The critical element — the “objective conditions” — already exists. Capitalism itself has created an economy overwhelmingly dominated by social labor. This gives the working class the potential power to take over almost every part of the economy in the vast majority of major economies around the world.

Most people in most countries are workers. If we chose to do so, we could easily expand one-person, one-vote decision-making into every area where people work collectively, which is most of our economy. We could limit private property to what is truly private and doesn’t give an individual power over others. We could move to a system of social ownership where multiple democratic owning communities based on the appropriate level of government — local, state/provincial, national, international — replaced corporations. If we did these three things the system of greed that propels capitalists to earn profits, regardless of the consequences to our environment, would no longer exist.

Saving the planet from global warming and ensuring a future for our grandchildren are powerful incentives for billions of working people to participate in this necessary global movement.

Can it happen quickly enough? Yes.

Will it happen quickly enough? That is up to us."

Taken from here

* Engler's use of apostophes around "leaders" is important to note. 

There is always a certain amount of confusion concerning what a leader is. The Leninist/Trotskyist Left declare a leadership is necessary as a revolutionary vanguard to direct and control the revolutionary process. Those of us who desire a leaderless movement deny this political role to an elite but recognise there exist a difference between teachers, writers and spokespersons. 

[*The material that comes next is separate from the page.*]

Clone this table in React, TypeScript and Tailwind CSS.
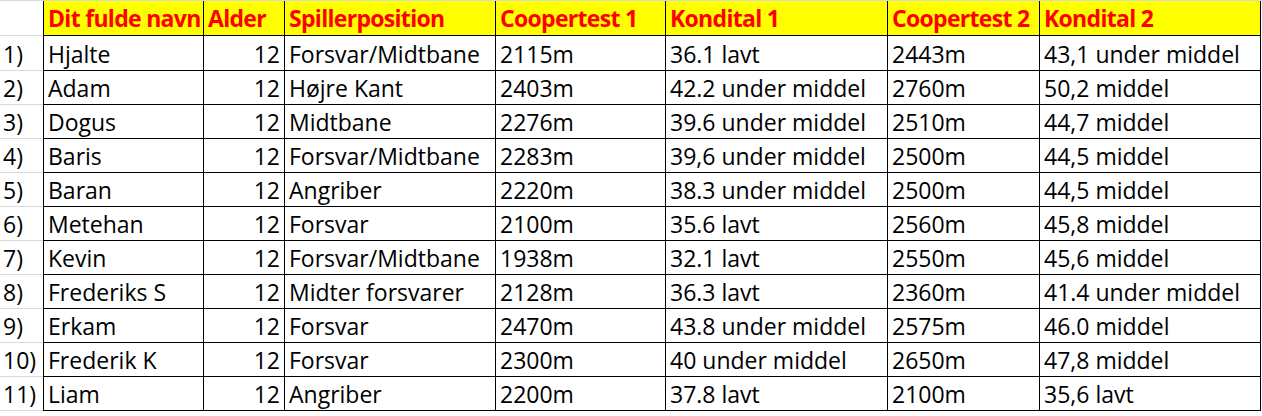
import React from "react";

type Row = {
    nr: string;
    navn: string;
    alder: string;
    position: string;
    cooper1: string;
    kondital1: string;
    cooper2: string;
    kondital2: string;
};

const rows: Row[] = [
    { nr: "1)", navn: "Hjalte", alder: "12", position: "Forsvar/Midtbane", cooper1: "2115m", kondital1: "36.1 lavt", cooper2: "2443m", kondital2: "43,1 under middel" },
    { nr: "2)", navn: "Adam", alder: "12", position: "Højre Kant", cooper1: "2403m", kondital1: "42.2 under middel", cooper2: "2760m", kondital2: "50,2 middel" },
    { nr: "3)", navn: "Dogus", alder: "12", position: "Midtbane", cooper1: "2276m", kondital1: "39.6 under middel", cooper2: "2510m", kondital2: "44,7 middel" },
    { nr: "4)", navn: "Baris", alder: "12", position: "Forsvar/Midtbane", cooper1: "2283m", kondital1: "39,6 under middel", cooper2: "2500m", kondital2: "44,5 middel" },
    { nr: "5)", navn: "Baran", alder: "12", position: "Angriber", cooper1: "2220m", kondital1: "38.3 under middel", cooper2: "2500m", kondital2: "44,5 middel" },
    { nr: "6)", navn: "Metehan", alder: "12", position: "Forsvar", cooper1: "2100m", kondital1: "35.6 lavt", cooper2: "2560m", kondital2: "45,8 middel" },
    { nr: "7)", navn: "Kevin", alder: "12", position: "Forsvar/Midtbane", cooper1: "1938m", kondital1: "32.1 lavt", cooper2: "2550m", kondital2: "45,6 middel" },
    { nr: "8)", navn: "Frederiks S", alder: "12", position: "Midter forsvarer", cooper1: "2128m", kondital1: "36.3 lavt", cooper2: "2360m", kondital2: "41.4 under middel" },
    { nr: "9)", navn: "Erkam", alder: "12", position: "Forsvar", cooper1: "2470m", kondital1: "43.8 under middel", cooper2: "2575m", kondital2: "46.0 middel" },
    { nr: "10)", navn: "Frederik K", alder: "12", position: "Forsvar", cooper1: "2300m", kondital1: "40 under middel", cooper2: "2650m", kondital2: "47,8 middel" },
    { nr: "11)", navn: "Liam", alder: "12", position: "Angriber", cooper1: "2200m", kondital1: "37.8 lavt", cooper2: "2100m", kondital2: "35,6 lavt" },
];

const headers = ["Dit fulde navn", "Alder", "Spillerposition", "Coopertest 1", "Kondital 1", "Coopertest 2", "Kondital 2"];

// column widths incl. the right border (first data column also holds the left border)
const colClass = [
    "w-[161px] border-l border-r",
    "w-[81px] border-r",
    "w-[211px] border-r",
    "w-[170px] border-r",
    "w-[222px] border-r",
    "w-[152px] border-r",
    "w-[221px] border-r",
];

const App: React.FC = () => {
    return (
        <div className="w-[1262px] h-[416px] bg-white overflow-hidden font-['Open_Sans',sans-serif] text-black">
            {/* header row */}
            <div className="flex h-[36px] border-t border-[#d9d9d9]">
                <div className="w-[43px] border-b border-[#d9d9d9]" />
                {headers.map((h, i) => (
                    <div
                        key={h}
                        className={`${colClass[i]} flex items-center border-b border-black bg-[#ffff00] pl-[4px] pt-[1px] text-[23px] font-bold tracking-[-0.7px] text-[#ff0000] whitespace-nowrap overflow-hidden`}
                    >
                        {h}
                    </div>
                ))}
            </div>

            {rows.map((r, idx) => (
                <div key={r.nr} className={`flex ${idx === 0 ? "h-[35px]" : "h-[34px]"} text-[23px] whitespace-nowrap`}>
                    <div className="w-[43px] flex items-center pl-[3px] pt-[2px] border-b border-[#d9d9d9]">{r.nr}</div>
                    <div className={`${colClass[0]} flex items-center pl-[4px] pt-[2px] border-b border-black overflow-hidden`}>{r.navn}</div>
                    <div className={`${colClass[1]} flex items-center justify-end pr-[4px] pt-[2px] border-b border-black overflow-hidden`}>{r.alder}</div>
                    <div className={`${colClass[2]} flex items-center pl-[4px] pt-[2px] border-b border-black overflow-hidden`}>{r.position}</div>
                    <div className={`${colClass[3]} flex items-center pl-[4px] pt-[2px] border-b border-black overflow-hidden`}>{r.cooper1}</div>
                    <div className={`${colClass[4]} flex items-center pl-[4px] pt-[2px] border-b border-black overflow-hidden`}>{r.kondital1}</div>
                    <div className={`${colClass[5]} flex items-center pl-[4px] pt-[2px] border-b border-black overflow-hidden`}>{r.cooper2}</div>
                    <div className={`${colClass[6]} flex items-center pl-[4px] pt-[2px] border-b border-black overflow-hidden`}>{r.kondital2}</div>
                </div>
            ))}
        </div>
    );
};

export default App;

The Trotskyist/Leninist Left may remix the song over and over again all they want but the tune remains the same: leaders and the cadres of the vanguard can find the answer; the mass movements of the people cannot liberate themselves. The case for leadership is simple. Most working-class people are too busy to have opinions or engage in political action. There’s a need for someone to dedicate their time and energies to adequately represent working class people. Instead, we what really need is professional, full-time advocates for our interests. It’s only logical that the Trotskyist vanguard, understanding better the decision making processes of power, represent organised resistance on our behalf. Ensuring we have a united position is more important at this stage and what does solidarity mean if not getting in line behind strong leadership - even if that leadership isn’t always sure what it’s principles are? Too many people don't have the right political consciousness, and if we let them use too much democracy they will make counter-revolutionary decisions that sabotage the revolution. The "masses" just can't be trusted is the clear conclusion. If the masses don’t have an evolved enough political consciousness to be pro-revolution, then would elect people as their representatives who reflect their backwards political views.  If the masses don’t have advanced enough political consciousness, this is going to sabotage the revolution one whether through counter-revolutionary decisions being made via direct democracy via electing counter-revolutionary leaders via representative democracy. This would be the point where the vanguard party strategy would suspend even representative democracy. They attempt to solve the problem of widespread backwards consciousness by implementing a one-party dictatorship with the “representatives” chosen from within the party rather than freely elected by the masses. If most people don’t have a sufficiently advanced political consciousness, the revolution will fail whether a vanguard party is used or not. And if a totalitarian vanguard party succeeds in stealing power from the not-revolutionary-enough masses, the revolution will still fail – because tyranny in itself is counter-revolutionary. 

The idea that someone with a job and kids can really understand the complex needs of the working class is farcical. Workers have nothing to gain and everything to lose by relying on leaders. Socialism means that people have taken their destiny into their own hands. Socialism can't be created by decree or by force by a minority. It can only be implemented by the majority of the people taking over the economy (taking over their workplaces, streets and estates) and reorganising them as they see fit. But being against vanguards is not the same as being against organisation. A vanguard is a particular type of organisation, with specific aims and to reject vanguardism is not to reject organisation.

The Socialist Party of Great Britain do not see ourselves as yet another leadership, but merely as an instrument of the working class. We function to help generalise their experience of the class struggle, to make a total critique of their condition and of its causes, and to develop the mass revolutionary consciousness necessary if society is to be totally transformed. We reject an organisational role. What we want people to come to is the realisation that they should take over their workplaces, communities, and put themselves in a position to control all of the decisions that effect them directly, and to run things themselves. If we were to be a vanguard, in the sense of an enlightened minority seeking to gain power over others, we could never achieve this aim, because WE would have the power, rather than people having power over their own lives, collectively and individually. We would also be assuming the arrogance to think we have a monopoly of truth, rather than certain views which we debate with others including amongst ourselves, coming to a better viewpoint at the end of it. There is a big difference between an organisation that produces propaganda and so on, and helps promote the popular will where people accept decisions  because they have been convinced by the case and  have freely chosen to do so.and a vanguard in the common sense of the word, meaning a party seeking to gain power over the masses. Revolution will be a process of self-education. Without the active participation of the mass of the working class in the fight for a communist/stateless society cannot even be contemplated.

We favour majority decision making in face-to-face assemblies and where and when necessary by fully accountable re-callable delegates. A representative is someone who makes decisions for the other people. A delegate, in contrast, carries out a mandate they have been given by the people who delegated them. In other words, they don't act as they think best, they act as they are told.  How could it not? The whole premise of democratic centralism is that a central authority dictates policy to everyone else, so no matter how democratically chosen it is it has to enforce its line and stifle dissent that makes this too difficult, which, in a revolutionary situation, there is bound to be a lot of. Democratic centralism would exclude you from participation. So whilst it pays lip service to the idea of the vanguard as the most conscious sector of the proletariat in practical terms, the real vanguard is the central committee.